On the eve of the Czech general election this weekend, opposition parties received a surprise present: among the worldwide Pandora Project’s leaked files was evidence that the PM Andrej Babiš had hidden his acquisition of a French chateau through a web of offshore companies.
The only question is, can the opposition make use of it effectively?
The bombshell dropped just hours before the start of a major TV Prima debate on Sunday evening between four of the party leaders, at which the new scandal was chosen as the first topic.
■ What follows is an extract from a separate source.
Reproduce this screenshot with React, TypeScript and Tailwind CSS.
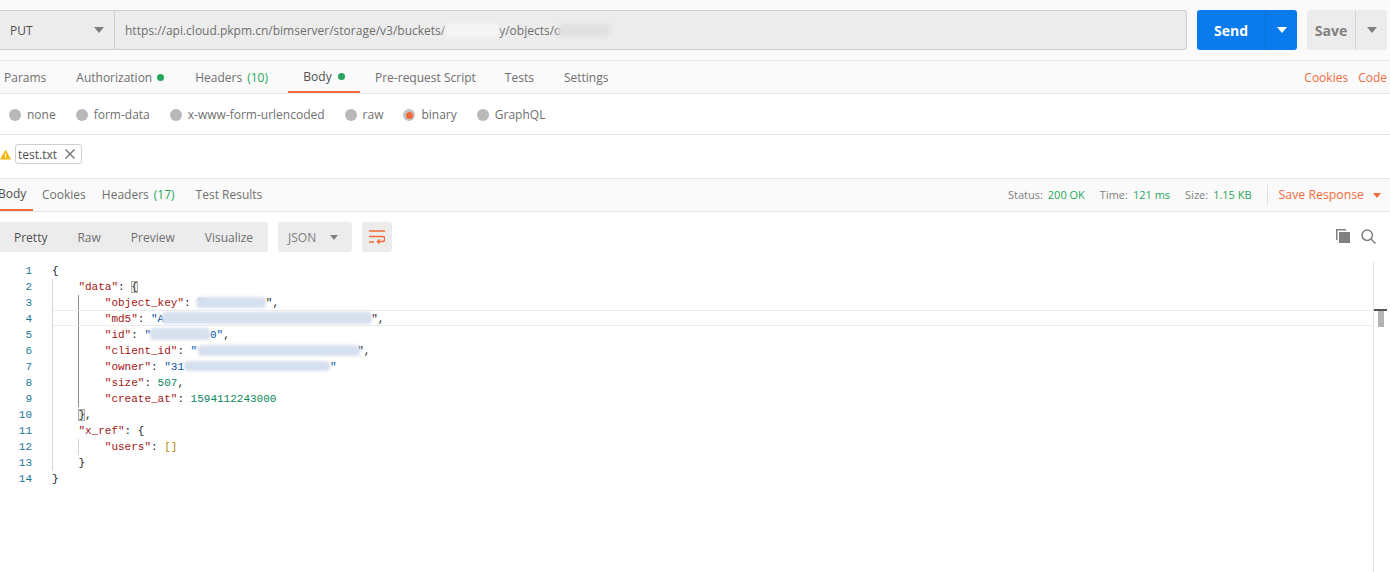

The Slovak-born businessman was clearly flustered – he kept peering through his owlish glasses at a sheaf of papers, and his statements were littered with grammatical mistakes. He denied any wrongdoing and alleged that the whole international Pandora Project was somehow a “mafia” conspiracy to ruin his chances at the election.
Babiš says he has proof that he paid tax on the money used to buy the chateau, though he has yet to furnish any. Nor has he explained why he used such a convoluted structure to hide the acquisition if it was all above aboard. The revelations are now being investigated by Czech police.
“Babiš must prove that he used taxed money for this transaction,” said Petr Fiala, leader of the Civic Democrats, from the centre-right opposition coalition SPOLU. “If not, he has no right to be in politics and take care of taxpayers’ money.”
Top Czech TV moderator Vaclav Moravec, long accused by Babis of being biased against him, tweeted on October 5 that the then finance minister had told MPs in May 2015 “I don’t have any offshores like your friends. And some of you as well. You keep your companies in offshores.”
Babis’ agro-chemicals conglomerate Agrofert is based in the Czech Republic and pays it taxes there, unlike most of the holding companies of the other Czech oligarchs, something that he has often boasted about.
Based on the Pandora Papers, Babiš could have taken money out of Agrofert without paying dividend tax, transferred it offshore, and then used it to buy the French property, while also evading any future liability for capital gains tax.
He denies that the money was untaxed, though he is clearly guilty of not declaring the properties, as he is meant to do as a public official.
Yet even if it is not a game-changer, the Czech election is so tight that the Pandora Papers scandal could make the difference between the two opposition coalitions having the votes to form a government together or not.
If not, and the polls are right and the election is a stalemate, according to some commentators the revelations could at least make it more difficult for the rightwing Civic Democrats to go back on their pledge not to work with Babiš.